The first step to evaluating a fleet, with a view to optimisation, would be to assess driver's needs and how much vehicles are actually used. Vehicle tracking would simplify this, providing all the data a fleet manager would need: number and type of vehicles, mileage, fuel consumption, routes travelled and so on.
 
According to the data made available by this system you should be able to evaluate each fleet vehicle and establish if the vehicle can be replaced, reassigned to another area, removed, or if the routes the vehicle travels could be rearranged more efficiently.
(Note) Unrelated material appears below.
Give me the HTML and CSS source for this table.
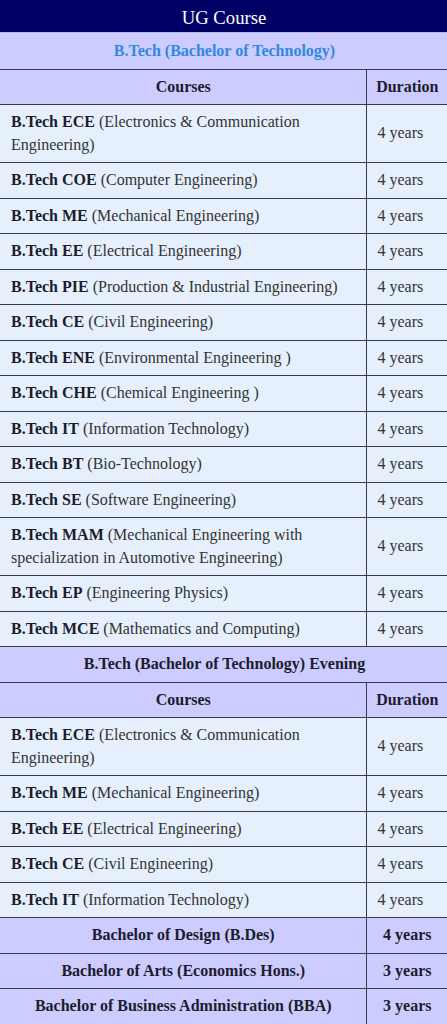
FILE: index.html
```html
<!DOCTYPE html>
<html>
<head>
<meta charset="utf-8">
<link rel="stylesheet" href="styles.css">
</head>
<body>
<table class="courses">
  <colgroup><col class="c1"><col class="c2"></colgroup>
  <tr><th colspan="2" class="title">UG Course</th></tr>
  <tr><th colspan="2" class="sub blue">B.Tech (Bachelor of Technology)</th></tr>
  <tr><th class="head">Courses</th><th class="head">Duration</th></tr>
  <tr><td><b>B.Tech ECE</b> (Electronics &amp; Communication Engineering)</td><td class="dur">4 years</td></tr>
  <tr><td><b>B.Tech COE</b> (Computer Engineering)</td><td class="dur">4 years</td></tr>
  <tr><td><b>B.Tech ME</b> (Mechanical Engineering)</td><td class="dur">4 years</td></tr>
  <tr><td><b>B.Tech EE</b> (Electrical Engineering)</td><td class="dur">4 years</td></tr>
  <tr><td><b>B.Tech PIE</b> (Production &amp; Industrial Engineering)</td><td class="dur">4 years</td></tr>
  <tr><td><b>B.Tech CE</b> (Civil Engineering)</td><td class="dur">4 years</td></tr>
  <tr><td><b>B.Tech ENE</b> (Environmental Engineering )</td><td class="dur">4 years</td></tr>
  <tr><td><b>B.Tech CHE</b> (Chemical Engineering )</td><td class="dur">4 years</td></tr>
  <tr><td><b>B.Tech IT</b> (Information Technology)</td><td class="dur">4 years</td></tr>
  <tr><td><b>B.Tech BT</b> (Bio-Technology)</td><td class="dur">4 years</td></tr>
  <tr><td><b>B.Tech SE</b> (Software Engineering)</td><td class="dur">4 years</td></tr>
  <tr><td><b>B.Tech MAM</b> (Mechanical Engineering with specialization in Automotive Engineering)</td><td class="dur">4 years</td></tr>
  <tr><td><b>B.Tech EP</b> (Engineering Physics)</td><td class="dur">4 years</td></tr>
  <tr><td><b>B.Tech MCE</b> (Mathematics and Computing)</td><td class="dur">4 years</td></tr>
  <tr><th colspan="2" class="sub">B.Tech (Bachelor of Technology) Evening</th></tr>
  <tr><th class="head">Courses</th><th class="head">Duration</th></tr>
  <tr><td><b>B.Tech ECE</b> (Electronics &amp; Communication Engineering)</td><td class="dur">4 years</td></tr>
  <tr><td><b>B.Tech ME</b> (Mechanical Engineering)</td><td class="dur">4 years</td></tr>
  <tr><td><b>B.Tech EE</b> (Electrical Engineering)</td><td class="dur">4 years</td></tr>
  <tr><td><b>B.Tech CE</b> (Civil Engineering)</td><td class="dur">4 years</td></tr>
  <tr><td><b>B.Tech IT</b> (Information Technology)</td><td class="dur">4 years</td></tr>
  <tr><th class="head">Bachelor of Design (B.Des)</th><th class="head">4 years</th></tr>
  <tr><th class="head">Bachelor of Arts (Economics Hons.)</th><th class="head">3 years</th></tr>
  <tr><th class="head">Bachelor of Business Administration (BBA)</th><th class="head">3 years</th></tr>
</table>
</body>
</html>
```
FILE: styles.css
```css
html, body {
  margin: 0;
  padding: 0;
  background: #ffffff;
}
body,
.courses,
.courses th,
.courses td,
.courses b {
  font-family: "Liberation Serif", "Times New Roman", "DejaVu Serif", serif;
}
body {
  font-size: 16px;
  color: #333333;
  overflow: hidden;
}
.courses {
  border-collapse: collapse;
  width: 448px;
  table-layout: fixed;
}
.c1 { width: 366px; }
.c2 { width: 82px; }
.courses th,
.courses td {
  border: 1px solid #3a3a4a;
  padding: 6px 10px;
  line-height: 22.5px;
  vertical-align: middle;
}
.courses tr > :first-child {
  border-left: none;
  padding-left: 11px;
}
.courses tr > :last-child {
  border-right: none;
}
.courses td {
  background: #e6f0fc;
  text-align: left;
}
.courses td b {
  color: #1c1c2e;
}
.courses td.dur {
  padding-left: 11px;
  padding-right: 4px;
}
.courses th {
  background: #ccccff;
  color: #1c1c2e;
  font-weight: bold;
  text-align: center;
}
.courses th.title {
  background: #000066;
  color: #ffffff;
  font-weight: normal;
  font-size: 18.7px;
  padding: 6px 10px 3px;
  line-height: 23px;
  border: none;
  border-bottom: 1px solid #b8b8e8;
}
.courses th.blue {
  color: #3388e0;
  border-top: none;
  padding-top: 7px;
}
.courses th.head + th.head {
  padding-left: 4px;
  padding-right: 4px;
}
```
Hopefully, this would result in a reduction not only of fuel costs, but of general operational costs, without downsizing the company and drastically comprising the workforce and their working hours.
 
Depending on a number of factors, a fleet using only one vehicle type might decide to switch to smaller, or different, vehicles.
 
There could also be vehicles that do not necessarily run constantly but a business simply cannot do without, due to its suitability for a certain role.
 
Armed with the kind of data provided by a good vehicle tracking system, you can consider pooling vehicles, or having vehicles assigned to a certain driver at a certain time, or check if vehicles need to be renewed as they start to incur unacceptable maintenance costs due to their age, or high fuel consumption.
 
The key is having the right data at your disposal and a continuous analysis/assessment of your fleet with which to inform your business decisions; what is needed today may be different to the requirements of last year, or even a few months ago.